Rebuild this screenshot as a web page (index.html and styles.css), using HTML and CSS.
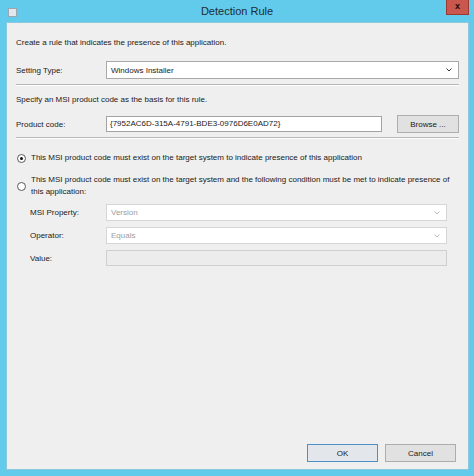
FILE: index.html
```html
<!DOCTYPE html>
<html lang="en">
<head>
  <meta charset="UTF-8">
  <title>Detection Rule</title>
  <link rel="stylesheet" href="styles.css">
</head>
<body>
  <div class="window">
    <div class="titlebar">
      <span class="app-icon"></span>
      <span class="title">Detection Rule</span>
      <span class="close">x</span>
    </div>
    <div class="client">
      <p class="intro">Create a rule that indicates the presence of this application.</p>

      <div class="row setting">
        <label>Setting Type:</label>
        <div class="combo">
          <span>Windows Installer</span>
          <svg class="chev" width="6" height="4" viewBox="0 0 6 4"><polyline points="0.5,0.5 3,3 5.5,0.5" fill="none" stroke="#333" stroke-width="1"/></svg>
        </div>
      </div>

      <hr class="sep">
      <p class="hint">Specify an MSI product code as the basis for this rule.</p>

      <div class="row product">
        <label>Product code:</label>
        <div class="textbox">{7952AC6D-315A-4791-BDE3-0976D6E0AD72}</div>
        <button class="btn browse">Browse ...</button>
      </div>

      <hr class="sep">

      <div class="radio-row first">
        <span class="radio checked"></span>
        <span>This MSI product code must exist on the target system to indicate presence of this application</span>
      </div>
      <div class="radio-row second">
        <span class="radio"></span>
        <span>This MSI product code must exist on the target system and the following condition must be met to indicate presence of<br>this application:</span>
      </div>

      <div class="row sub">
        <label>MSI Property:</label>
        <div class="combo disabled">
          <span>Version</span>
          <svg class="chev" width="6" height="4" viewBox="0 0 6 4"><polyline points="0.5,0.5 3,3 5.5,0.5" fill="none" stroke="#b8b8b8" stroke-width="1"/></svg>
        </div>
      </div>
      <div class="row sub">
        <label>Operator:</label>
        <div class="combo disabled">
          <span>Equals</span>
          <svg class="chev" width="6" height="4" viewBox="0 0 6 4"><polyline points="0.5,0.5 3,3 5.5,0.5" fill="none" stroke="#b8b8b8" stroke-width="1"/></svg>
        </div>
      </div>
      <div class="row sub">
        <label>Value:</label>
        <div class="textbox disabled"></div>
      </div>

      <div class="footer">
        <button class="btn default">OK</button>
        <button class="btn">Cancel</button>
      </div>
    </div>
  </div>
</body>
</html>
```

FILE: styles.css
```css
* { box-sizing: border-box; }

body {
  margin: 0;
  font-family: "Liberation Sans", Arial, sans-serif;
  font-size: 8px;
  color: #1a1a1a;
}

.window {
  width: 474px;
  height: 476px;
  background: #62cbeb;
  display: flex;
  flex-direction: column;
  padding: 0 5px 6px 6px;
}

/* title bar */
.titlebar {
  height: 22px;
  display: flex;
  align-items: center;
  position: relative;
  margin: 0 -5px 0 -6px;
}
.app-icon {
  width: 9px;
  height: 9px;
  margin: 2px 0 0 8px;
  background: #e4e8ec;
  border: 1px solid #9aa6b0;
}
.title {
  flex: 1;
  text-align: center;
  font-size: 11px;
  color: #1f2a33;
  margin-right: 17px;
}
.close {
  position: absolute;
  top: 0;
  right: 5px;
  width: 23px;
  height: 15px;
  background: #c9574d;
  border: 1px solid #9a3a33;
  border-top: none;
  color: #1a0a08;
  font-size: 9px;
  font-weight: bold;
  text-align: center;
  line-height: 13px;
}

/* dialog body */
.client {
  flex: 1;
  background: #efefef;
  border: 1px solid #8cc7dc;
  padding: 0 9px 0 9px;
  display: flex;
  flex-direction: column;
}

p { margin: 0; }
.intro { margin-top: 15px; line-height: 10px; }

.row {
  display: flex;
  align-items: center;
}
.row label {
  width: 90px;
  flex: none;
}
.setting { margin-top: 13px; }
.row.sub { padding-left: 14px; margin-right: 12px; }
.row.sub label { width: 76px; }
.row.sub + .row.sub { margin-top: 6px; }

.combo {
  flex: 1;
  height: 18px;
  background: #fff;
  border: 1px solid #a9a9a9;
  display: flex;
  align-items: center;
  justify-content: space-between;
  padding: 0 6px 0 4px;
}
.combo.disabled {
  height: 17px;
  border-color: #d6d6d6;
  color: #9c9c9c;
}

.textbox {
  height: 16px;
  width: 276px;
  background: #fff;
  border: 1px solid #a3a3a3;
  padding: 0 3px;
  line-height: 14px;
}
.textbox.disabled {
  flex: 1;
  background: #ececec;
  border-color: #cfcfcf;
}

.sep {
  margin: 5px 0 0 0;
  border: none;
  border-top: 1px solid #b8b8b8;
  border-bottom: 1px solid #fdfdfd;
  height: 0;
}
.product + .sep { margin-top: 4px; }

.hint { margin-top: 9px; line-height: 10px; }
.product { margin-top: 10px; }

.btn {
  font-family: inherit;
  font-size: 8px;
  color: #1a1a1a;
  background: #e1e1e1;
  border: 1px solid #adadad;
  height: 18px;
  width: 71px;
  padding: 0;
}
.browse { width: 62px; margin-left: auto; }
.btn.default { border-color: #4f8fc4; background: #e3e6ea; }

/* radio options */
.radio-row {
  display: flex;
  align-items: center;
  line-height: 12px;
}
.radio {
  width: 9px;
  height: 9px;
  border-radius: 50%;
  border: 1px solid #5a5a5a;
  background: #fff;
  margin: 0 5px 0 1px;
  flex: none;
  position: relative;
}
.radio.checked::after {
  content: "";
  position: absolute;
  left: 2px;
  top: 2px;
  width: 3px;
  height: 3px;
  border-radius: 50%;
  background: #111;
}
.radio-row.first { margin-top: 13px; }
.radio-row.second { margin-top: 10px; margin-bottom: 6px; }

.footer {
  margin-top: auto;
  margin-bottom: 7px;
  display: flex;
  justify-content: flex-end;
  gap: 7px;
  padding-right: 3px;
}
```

• • •

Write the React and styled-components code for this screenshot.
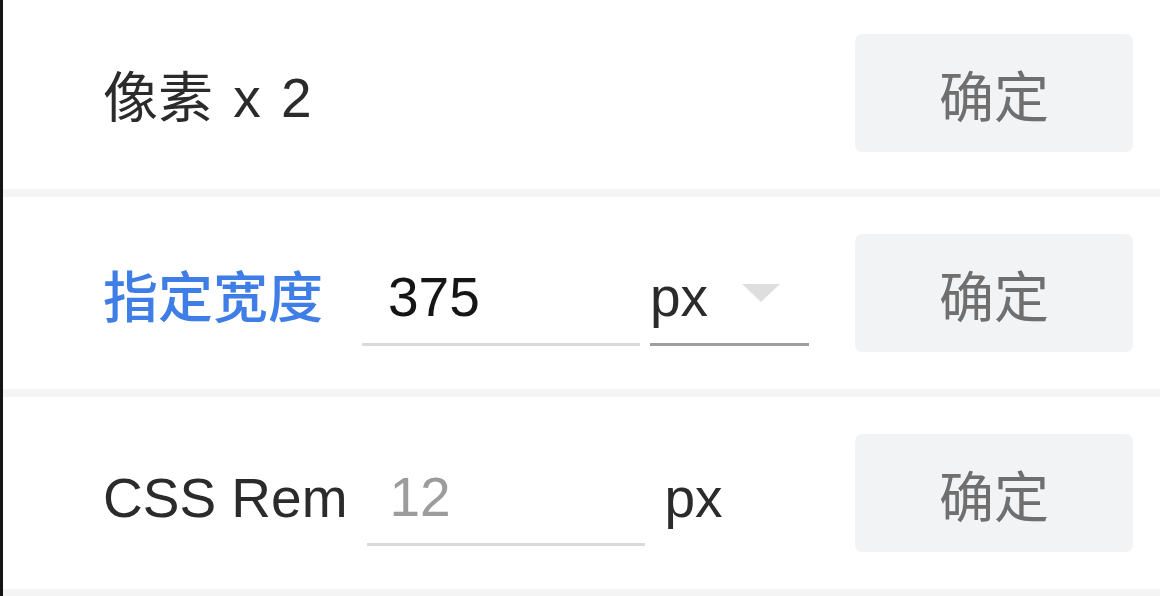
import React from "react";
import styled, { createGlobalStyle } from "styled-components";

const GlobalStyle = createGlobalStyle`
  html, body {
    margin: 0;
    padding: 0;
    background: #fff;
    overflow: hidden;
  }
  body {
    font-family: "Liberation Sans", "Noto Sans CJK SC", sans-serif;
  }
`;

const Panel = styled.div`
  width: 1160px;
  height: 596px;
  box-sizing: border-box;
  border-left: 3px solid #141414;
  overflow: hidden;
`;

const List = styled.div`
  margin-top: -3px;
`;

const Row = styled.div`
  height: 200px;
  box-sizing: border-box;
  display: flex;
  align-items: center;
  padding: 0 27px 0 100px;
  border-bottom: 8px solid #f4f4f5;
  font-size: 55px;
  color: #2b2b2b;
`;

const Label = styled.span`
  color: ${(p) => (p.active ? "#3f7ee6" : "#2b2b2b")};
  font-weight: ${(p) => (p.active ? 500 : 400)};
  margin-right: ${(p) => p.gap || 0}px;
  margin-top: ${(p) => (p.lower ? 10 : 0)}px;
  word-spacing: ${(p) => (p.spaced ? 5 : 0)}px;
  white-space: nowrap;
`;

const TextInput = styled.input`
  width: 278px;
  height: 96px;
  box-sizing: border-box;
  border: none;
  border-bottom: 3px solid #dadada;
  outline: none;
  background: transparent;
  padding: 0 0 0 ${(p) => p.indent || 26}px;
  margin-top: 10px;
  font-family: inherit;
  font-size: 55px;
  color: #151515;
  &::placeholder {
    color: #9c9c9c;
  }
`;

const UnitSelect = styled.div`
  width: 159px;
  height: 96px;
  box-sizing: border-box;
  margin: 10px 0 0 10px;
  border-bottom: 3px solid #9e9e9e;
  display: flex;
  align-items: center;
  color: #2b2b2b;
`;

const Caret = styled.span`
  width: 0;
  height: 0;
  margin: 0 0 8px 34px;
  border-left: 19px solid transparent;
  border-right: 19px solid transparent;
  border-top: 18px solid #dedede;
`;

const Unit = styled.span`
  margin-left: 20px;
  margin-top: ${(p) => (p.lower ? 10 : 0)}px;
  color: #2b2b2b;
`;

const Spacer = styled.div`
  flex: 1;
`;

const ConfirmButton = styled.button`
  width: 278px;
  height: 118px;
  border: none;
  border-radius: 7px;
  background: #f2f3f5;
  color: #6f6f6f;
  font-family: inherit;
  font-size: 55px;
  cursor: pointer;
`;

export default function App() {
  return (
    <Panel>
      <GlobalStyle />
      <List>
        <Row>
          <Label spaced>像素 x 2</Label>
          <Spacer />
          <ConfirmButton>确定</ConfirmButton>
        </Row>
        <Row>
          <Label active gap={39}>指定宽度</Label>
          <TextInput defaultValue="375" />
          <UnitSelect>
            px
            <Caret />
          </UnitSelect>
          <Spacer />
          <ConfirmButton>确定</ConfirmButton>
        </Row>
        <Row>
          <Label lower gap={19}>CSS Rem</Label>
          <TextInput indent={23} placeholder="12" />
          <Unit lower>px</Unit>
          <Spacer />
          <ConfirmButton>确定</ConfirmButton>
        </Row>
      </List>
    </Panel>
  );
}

• • •

Gather each line of the listing that holds the string "styled".

__Result of this exercise__.
Write the React and styled-components code for this screenshot.
import styled, { createGlobalStyle } from "styled-components";
const Panel = styled.div`
const List = styled.div`
const Row = styled.div`
const Label = styled.span`
const TextInput = styled.input`
const UnitSelect = styled.div`
const Caret = styled.span`
const Unit = styled.span`
const Spacer = styled.div`
const ConfirmButton = styled.button`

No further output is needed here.